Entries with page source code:
--------------------------------

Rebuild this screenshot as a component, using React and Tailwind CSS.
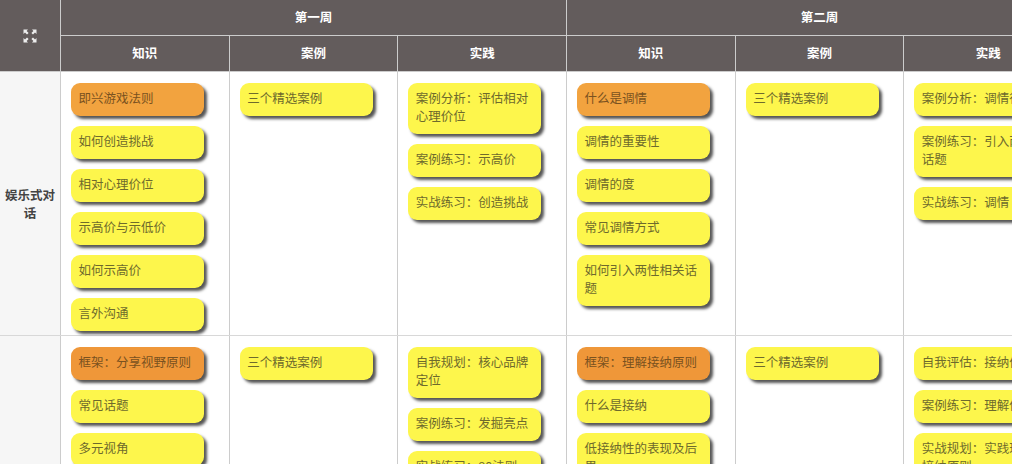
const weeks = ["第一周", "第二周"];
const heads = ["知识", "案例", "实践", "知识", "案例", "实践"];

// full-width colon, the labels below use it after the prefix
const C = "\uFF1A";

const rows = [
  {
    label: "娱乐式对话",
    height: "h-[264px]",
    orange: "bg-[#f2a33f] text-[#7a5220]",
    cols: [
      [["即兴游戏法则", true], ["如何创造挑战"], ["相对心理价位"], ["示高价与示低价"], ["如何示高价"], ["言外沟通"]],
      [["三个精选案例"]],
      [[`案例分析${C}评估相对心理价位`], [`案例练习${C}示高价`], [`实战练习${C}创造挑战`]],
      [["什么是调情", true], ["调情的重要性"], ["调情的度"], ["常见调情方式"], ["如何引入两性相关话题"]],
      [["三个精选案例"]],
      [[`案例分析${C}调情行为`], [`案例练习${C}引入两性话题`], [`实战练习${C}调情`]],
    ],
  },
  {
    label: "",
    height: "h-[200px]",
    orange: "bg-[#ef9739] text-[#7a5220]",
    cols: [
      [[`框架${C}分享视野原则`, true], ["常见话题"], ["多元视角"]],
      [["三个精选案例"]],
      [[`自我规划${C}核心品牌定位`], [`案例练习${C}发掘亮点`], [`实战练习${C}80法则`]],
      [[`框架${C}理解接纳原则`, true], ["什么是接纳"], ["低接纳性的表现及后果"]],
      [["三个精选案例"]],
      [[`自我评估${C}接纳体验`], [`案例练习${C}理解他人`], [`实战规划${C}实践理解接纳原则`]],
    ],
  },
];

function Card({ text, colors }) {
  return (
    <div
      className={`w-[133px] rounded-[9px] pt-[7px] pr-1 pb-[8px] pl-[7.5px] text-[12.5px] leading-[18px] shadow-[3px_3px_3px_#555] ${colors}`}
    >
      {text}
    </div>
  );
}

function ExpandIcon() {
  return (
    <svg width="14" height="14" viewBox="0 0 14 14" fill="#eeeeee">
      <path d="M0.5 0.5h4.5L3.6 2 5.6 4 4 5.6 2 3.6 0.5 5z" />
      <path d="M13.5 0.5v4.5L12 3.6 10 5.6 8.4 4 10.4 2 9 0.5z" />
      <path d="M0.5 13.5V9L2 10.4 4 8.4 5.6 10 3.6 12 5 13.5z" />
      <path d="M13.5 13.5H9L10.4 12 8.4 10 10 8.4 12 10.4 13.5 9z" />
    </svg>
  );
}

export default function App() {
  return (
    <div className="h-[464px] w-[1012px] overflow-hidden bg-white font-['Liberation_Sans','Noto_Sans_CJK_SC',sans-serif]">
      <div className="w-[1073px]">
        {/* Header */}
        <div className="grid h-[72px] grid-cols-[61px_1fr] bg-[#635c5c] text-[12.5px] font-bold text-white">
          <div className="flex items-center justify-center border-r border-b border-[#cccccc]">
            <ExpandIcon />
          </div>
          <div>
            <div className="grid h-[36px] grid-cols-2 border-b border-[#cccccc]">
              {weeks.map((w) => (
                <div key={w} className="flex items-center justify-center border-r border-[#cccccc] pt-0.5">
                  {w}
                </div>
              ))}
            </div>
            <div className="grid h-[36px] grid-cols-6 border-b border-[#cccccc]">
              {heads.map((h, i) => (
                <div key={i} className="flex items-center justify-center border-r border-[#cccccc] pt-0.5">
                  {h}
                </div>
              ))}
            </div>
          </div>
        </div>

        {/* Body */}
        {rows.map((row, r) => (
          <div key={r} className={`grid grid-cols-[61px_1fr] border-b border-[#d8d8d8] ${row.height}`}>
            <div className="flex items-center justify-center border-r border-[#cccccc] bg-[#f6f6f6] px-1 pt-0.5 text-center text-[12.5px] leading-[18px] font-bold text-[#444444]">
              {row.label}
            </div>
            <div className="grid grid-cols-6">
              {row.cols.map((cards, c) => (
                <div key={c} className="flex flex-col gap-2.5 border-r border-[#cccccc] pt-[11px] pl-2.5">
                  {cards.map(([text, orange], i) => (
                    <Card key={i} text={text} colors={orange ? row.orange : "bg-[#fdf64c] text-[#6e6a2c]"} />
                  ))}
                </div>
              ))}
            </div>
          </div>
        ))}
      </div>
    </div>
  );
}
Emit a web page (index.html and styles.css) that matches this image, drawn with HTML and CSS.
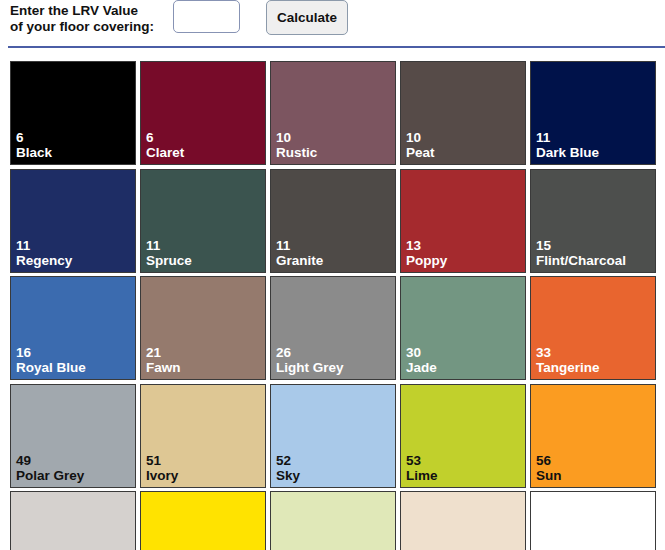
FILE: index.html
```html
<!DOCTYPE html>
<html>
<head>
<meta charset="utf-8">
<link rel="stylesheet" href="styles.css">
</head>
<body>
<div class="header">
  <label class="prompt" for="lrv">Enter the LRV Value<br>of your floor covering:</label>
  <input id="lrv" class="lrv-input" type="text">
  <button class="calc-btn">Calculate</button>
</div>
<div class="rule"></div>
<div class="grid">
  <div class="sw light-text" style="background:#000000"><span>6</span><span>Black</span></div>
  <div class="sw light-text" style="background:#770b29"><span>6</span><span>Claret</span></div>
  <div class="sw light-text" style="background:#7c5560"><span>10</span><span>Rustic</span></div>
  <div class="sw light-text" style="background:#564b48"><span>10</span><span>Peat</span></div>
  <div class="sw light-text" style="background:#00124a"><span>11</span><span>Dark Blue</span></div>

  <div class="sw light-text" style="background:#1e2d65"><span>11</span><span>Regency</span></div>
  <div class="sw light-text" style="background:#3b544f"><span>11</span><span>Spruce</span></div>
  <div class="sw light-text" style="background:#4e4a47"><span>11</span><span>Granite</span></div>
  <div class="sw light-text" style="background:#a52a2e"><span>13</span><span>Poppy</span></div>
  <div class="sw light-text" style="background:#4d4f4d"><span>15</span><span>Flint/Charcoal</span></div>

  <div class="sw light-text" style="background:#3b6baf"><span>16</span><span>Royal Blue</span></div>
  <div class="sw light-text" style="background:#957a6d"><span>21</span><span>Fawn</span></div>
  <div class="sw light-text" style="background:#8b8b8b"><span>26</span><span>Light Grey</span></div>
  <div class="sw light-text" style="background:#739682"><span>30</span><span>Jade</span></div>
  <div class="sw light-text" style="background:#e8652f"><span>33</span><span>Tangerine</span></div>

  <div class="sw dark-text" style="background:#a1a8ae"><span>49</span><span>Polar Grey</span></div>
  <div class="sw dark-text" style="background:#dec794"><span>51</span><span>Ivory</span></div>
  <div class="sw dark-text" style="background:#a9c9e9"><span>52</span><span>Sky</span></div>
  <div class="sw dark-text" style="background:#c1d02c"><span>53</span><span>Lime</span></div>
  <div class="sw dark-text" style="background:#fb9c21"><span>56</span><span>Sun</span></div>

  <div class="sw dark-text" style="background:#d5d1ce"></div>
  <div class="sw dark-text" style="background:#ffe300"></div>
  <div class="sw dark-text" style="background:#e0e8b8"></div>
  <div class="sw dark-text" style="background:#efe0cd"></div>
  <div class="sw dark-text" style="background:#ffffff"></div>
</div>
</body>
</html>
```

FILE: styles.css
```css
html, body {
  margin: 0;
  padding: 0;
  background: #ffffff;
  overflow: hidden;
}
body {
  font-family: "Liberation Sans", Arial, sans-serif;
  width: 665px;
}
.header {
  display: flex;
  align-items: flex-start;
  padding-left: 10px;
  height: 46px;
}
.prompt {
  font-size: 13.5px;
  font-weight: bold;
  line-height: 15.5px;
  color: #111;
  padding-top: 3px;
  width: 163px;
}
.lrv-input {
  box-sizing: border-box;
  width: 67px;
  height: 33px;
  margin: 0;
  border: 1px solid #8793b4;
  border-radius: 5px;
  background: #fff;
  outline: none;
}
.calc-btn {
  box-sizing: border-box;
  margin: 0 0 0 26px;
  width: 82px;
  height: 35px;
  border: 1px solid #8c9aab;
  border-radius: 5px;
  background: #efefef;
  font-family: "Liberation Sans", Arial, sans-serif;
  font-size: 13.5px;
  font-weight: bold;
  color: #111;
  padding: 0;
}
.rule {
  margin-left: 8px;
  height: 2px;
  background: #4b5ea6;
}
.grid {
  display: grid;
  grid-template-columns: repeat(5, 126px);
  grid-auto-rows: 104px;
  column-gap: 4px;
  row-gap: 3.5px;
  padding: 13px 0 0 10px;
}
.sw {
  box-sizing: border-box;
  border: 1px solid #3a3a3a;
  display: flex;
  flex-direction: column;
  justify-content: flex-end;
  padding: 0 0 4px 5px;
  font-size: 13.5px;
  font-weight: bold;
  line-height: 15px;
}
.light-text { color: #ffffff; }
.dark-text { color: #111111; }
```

--------------------------------

■ **Task to complete**: Report how many lines hold the string "styles", giving the number and nothing else.

■ **Task output**: 3